Essa cotidiana e fidedigna experiência não é senão o ápice da vida institucional-democrática, porquanto revelada em exemplos. Em práticas mais e mais conscientes. Legitimidade pelo exercício, portanto, e por isso mesmo do tipo sustentado. Do tipo retroalimentado, pois “vale mais um grama de exemplos que uma tonelada de palavras” (dito popular chinês). O exemplo a induzir comportamentos coletivos e assim plasmar uma nova cultura. Um novo caráter nacional.

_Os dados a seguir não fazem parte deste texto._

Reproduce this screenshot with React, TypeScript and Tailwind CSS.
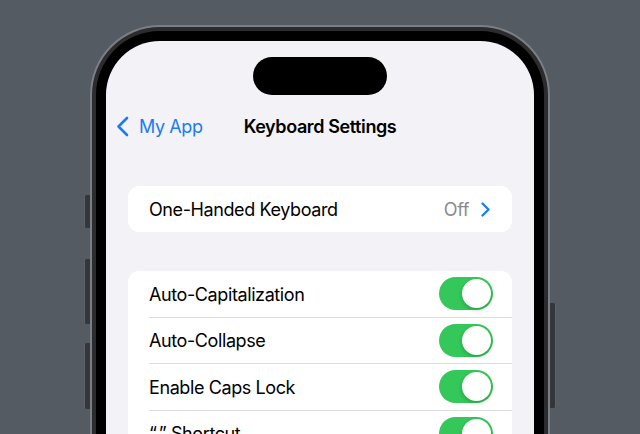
import React from "react";

const font = { fontFamily: "Inter, 'Noto Sans', sans-serif" };

const Toggle = () => (
  <div className="relative w-[54px] h-[33px] rounded-full bg-[#34c759] shrink-0">
    <div className="absolute right-[2px] top-[2px] w-[29px] h-[29px] rounded-full bg-white shadow-[0_2px_4px_rgba(0,0,0,0.2)]" />
  </div>
);

const ToggleRow = ({ label, last }: { label: string; last?: boolean }) => (
  <div className="pl-[21px]">
    <div className="h-[45.5px] flex items-center justify-between pr-[19px]">
      <span className="text-[18px] text-black tracking-[-0.4px] pt-px">{label}</span>
      <Toggle />
    </div>
    {!last && <div className="h-px bg-[#dcdce0]" />}
  </div>
);

const App = () => {
  const toggles = ["Auto-Capitalization", "Auto-Collapse", "Enable Caps Lock", "\u201C.\u201D Shortcut"];

  return (
    <div className="w-[640px] h-[434px] bg-[#555b63] overflow-hidden" style={font}>
      <div className="relative ml-[90px] mt-[25px] w-[460px] h-[520px]">
        {/* side buttons */}
        <div className="absolute left-[-6px] top-[170px] w-[6px] h-[33px] rounded-l-[2px] bg-[#33363b] border-l border-[#5e6268]" />
        <div className="absolute left-[-6px] top-[234px] w-[6px] h-[65px] rounded-l-[2px] bg-[#33363b] border-l border-[#5e6268]" />
        <div className="absolute left-[-6px] top-[318px] w-[6px] h-[66px] rounded-l-[2px] bg-[#33363b] border-l border-[#5e6268]" />
        <div className="absolute right-[-6px] top-[278px] w-[6px] h-[105px] rounded-r-[2px] bg-[#33363b] border-r border-[#5e6268]" />

        {/* frame */}
        <div className="h-full p-[2px] rounded-[70px] bg-[#7b7e83]">
          <div className="h-full p-[4px] rounded-[68px] bg-[#2c2c2e]">
            <div className="h-full p-[10px] rounded-[64px] bg-black">
              <div className="h-full rounded-[54px] bg-[#f2f2f7] overflow-hidden">
                {/* dynamic island */}
                <div className="flex justify-center pt-[16px]">
                  <div className="w-[134px] h-[38px] rounded-full bg-black" />
                </div>

                {/* nav bar */}
                <div className="mt-[9px] h-[44px] grid grid-cols-[1fr_auto_1fr] items-center px-[10px]">
                  <div className="flex items-center gap-[10px] text-[#1a7cf2]">
                    <svg width="13" height="21" viewBox="0 0 13 21" fill="none">
                      <path d="M11 2 L2.5 10.5 L11 19" stroke="currentColor" strokeWidth="2.6" strokeLinecap="round" strokeLinejoin="round" />
                    </svg>
                    <span className="text-[18px] tracking-[-0.4px]">My App</span>
                  </div>
                  <div className="text-[18px] font-semibold text-black tracking-[-0.4px]">Keyboard Settings</div>
                  <div />
                </div>

                {/* one-handed keyboard */}
                <div className="mx-[22px] mt-[38px] h-[46px] rounded-[11px] bg-white flex items-center justify-between pl-[21px] pr-[22px]">
                  <span className="text-[18px] text-black tracking-[-0.4px] pt-px">One-Handed Keyboard</span>
                  <div className="flex items-center gap-[12px]">
                    <span className="text-[18px] text-[#8a8a8e] tracking-[-0.4px] pt-px">Off</span>
                    <svg width="9" height="15" viewBox="0 0 9 15" fill="none">
                      <path d="M1.5 1.5 L7.5 7.5 L1.5 13.5" stroke="#1a7cf2" strokeWidth="2.3" strokeLinecap="round" strokeLinejoin="round" />
                    </svg>
                  </div>
                </div>

                {/* toggles */}
                <div className="mx-[22px] mt-[39px] rounded-[11px] bg-white overflow-hidden">
                  {toggles.map((t, i) => (
                    <ToggleRow key={t} label={t} last={i === toggles.length - 1} />
                  ))}
                </div>
              </div>
            </div>
          </div>
        </div>
      </div>
    </div>
  );
};

export default App;
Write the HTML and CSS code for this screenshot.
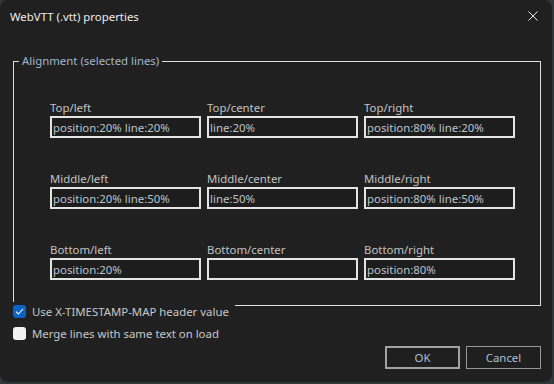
FILE: index.html
```html
<!DOCTYPE html>
<html lang="en">
<head>
  <meta charset="UTF-8"/>
  <title>WebVTT (.vtt) properties</title>
  <link rel="stylesheet" href="styles.css">
</head>
<body>
  <div class="window">
    <div class="titlebar">
      <span class="title">WebVTT (.vtt) properties</span>
      <button class="close" title="Close">
        <svg width="10" height="10" viewBox="0 0 10 10"><path d="M0.5 0.5 L9.5 9.5 M9.5 0.5 L0.5 9.5" stroke="#e6e6e6" stroke-width="1"/></svg>
      </button>
    </div>

    <div class="content">
      <fieldset class="group">
        <legend>Alignment (selected lines)</legend>
        <div class="grid">
          <div class="field"><label>Top/left</label><input type="text" value="position:20% line:20%"></div>
          <div class="field"><label>Top/center</label><input type="text" value="line:20%"></div>
          <div class="field"><label>Top/right</label><input type="text" value="position:80% line:20%"></div>
          <div class="field"><label>Middle/left</label><input type="text" value="position:20% line:50%"></div>
          <div class="field"><label>Middle/center</label><input type="text" value="line:50%"></div>
          <div class="field"><label>Middle/right</label><input type="text" value="position:80% line:50%"></div>
          <div class="field"><label>Bottom/left</label><input type="text" value="position:20%"></div>
          <div class="field"><label>Bottom/center</label><input type="text" value=""></div>
          <div class="field"><label>Bottom/right</label><input type="text" value="position:80%"></div>
        </div>
      </fieldset>

      <label class="check first">
        <span class="box on">
          <svg width="9" height="7" viewBox="0 0 9 7"><path d="M1 3.6 L3.4 6 L8 1" fill="none" stroke="#fff" stroke-width="1.1"/></svg>
        </span>
        Use X-TIMESTAMP-MAP header value
      </label>
      <label class="check">
        <span class="box"></span>
        Merge lines with same text on load
      </label>

      <div class="buttons">
        <button class="btn default">OK</button>
        <button class="btn">Cancel</button>
      </div>
    </div>
  </div>
</body>
</html>
```
FILE: styles.css
```css
* { box-sizing: border-box; margin: 0; padding: 0; }

html, body {
  width: 554px;
  height: 384px;
  overflow: hidden;
}

body {
  background: #2e3739;
  font-family: "Noto Sans", "Lato", sans-serif;
  font-size: 11.4px;
  color: #c4c4c4;
}

.window {
  width: 552px;
  height: 382px;
  background: #202020;
  border-radius: 8px;
  display: flex;
  flex-direction: column;
}

.titlebar {
  height: 32px;
  display: flex;
  align-items: center;
  justify-content: space-between;
  padding-left: 10px;
}

.title {
  color: #ededed;
}

.close {
  width: 46px;
  height: 32px;
  background: none;
  border: none;
  display: flex;
  align-items: center;
  justify-content: center;
  margin-right: -4px;
}

.content {
  padding: 21px 11px 0 13px;
  display: flex;
  flex-direction: column;
}

.group {
  width: 528px;
  border: 1px solid #dedede;
  padding: 0 0 25px 0;
}

.group legend {
  margin-left: 5px;
  padding: 0 3px;
  line-height: 16px;
  color: #a2b6cb;
}

.grid {
  display: grid;
  grid-template-columns: repeat(3, 151px);
  column-gap: 6px;
  row-gap: 32px;
  padding: 30px 0 0 36px;
}

.field label {
  display: block;
  line-height: 17px;
  color: #c2c2c2;
}

.field input {
  display: block;
  width: 151px;
  height: 22px;
  border: 2px solid #e4e4e4;
  background: #1d1d1d;
  color: #bcc4cb;
  font: inherit;
  padding: 0 1px;
  outline: none;
}

.check {
  display: flex;
  align-items: center;
  gap: 6px;
  height: 18px;
  width: fit-content;
  padding-right: 6px;
  background: #202020;
  color: #c8c8c8;
  margin-top: 4px;
}

.check.first {
  margin-top: -4px;
  position: relative;
}

.box {
  width: 13px;
  height: 13px;
  border-radius: 3px;
  background: #f2f2f2;
  display: flex;
  align-items: center;
  justify-content: center;
}

.box.on { background: #0a62c4; }

.buttons {
  display: flex;
  justify-content: flex-end;
  gap: 6px;
  margin-top: 4px;
}

.btn {
  width: 75px;
  height: 23px;
  background: #1f1f1f;
  border: 1px solid #979797;
  color: #a9c0d6;
  font: inherit;
}

.btn.default { border: 2px solid #a2a2a2; }
```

Reside nesse efetivo transporte da teoria para a prática o seguinte juízo de realidade: tem sido crescentemente superavitário o desempenho global da
Constituição, nesses ininterruptos 25 anos de sua vigência. Donde tantas decisões arejadoras dos nossos costumes, proferidas pelo Poder Judiciário como um todo e pelo Supremo Tribunal Federal em particular (células-tronco embrionárias, liberdade de imprensa em plenitude, proibição do nepotismo nas entidades e nos órgãos públicos, fidelidade partidária, interrupção voluntária de gravidez de feto anencéfalo, união estável de pessoas do mesmo sexo, constitucionalidade das cotas sociais e raciais (ProUni), Raposa-Serra-do-Sol, reconhecimento do poder correcional do Conselho Nacional de Justiça, liberdade de reunião para discutir qualquer tema jurídico (“marcha da maconha”); liberdade de humor em todos os veículos de comunicação social, inclusive pelo rádio e pela televisão, mesmo em período eleitoral. Donde as tantas leis intrinsecamente meritórias do Poder Legislativo Federal, a exemplo da Lei Maria da Penha, da Lei de Defesa e Proteção do Consumidor, da Lei da Ficha Limpa, da Lei de Improbidade Administrativa, da Lei de Responsabilidade Fiscal e da Lei de Falências. Donde, enfim, os movimentos sociais de rua a gravitar em torno das mais lúcidas ideias de que: a) o dinheiro que desce pelo ralo da corrupção é o que falta para políticas públicas de cunho social; b) a moralidade administrativa é dever jurídico dos governantes e correlato direito do povo a um governo honesto (“toda a arte de governar consiste em ser honesto”, dizia Thomas Jefferson); c) ninguém está acima da lei, porquanto feita, republicanamente, para todos; d) “o como se governa prepondera sobre quem governa” (Norberto Bobbio) e governo democrático só pode ser “o governo do poder público, em público” (o mesmo Norberto Bobbio); ou seja, governo que atua com a transparência do sol do Nordeste a pino.
Salve, pois, o dia 5 de outubro de 2013! Data de aniversário de uma Lei Fundamental que, em momento de feliz inspiração e presciente orgulho nacional, Ulysses Guimarães batizou de “Constituição-cidadã”. A Constituição que, pela excelsitude dos valores que alberga, sob a primazia do regime democrático, nos torna um Estado juridicamente primeiro-mundista. Na prática, a que nos possibilita avançar mais e mais nessa tão civilizada direção.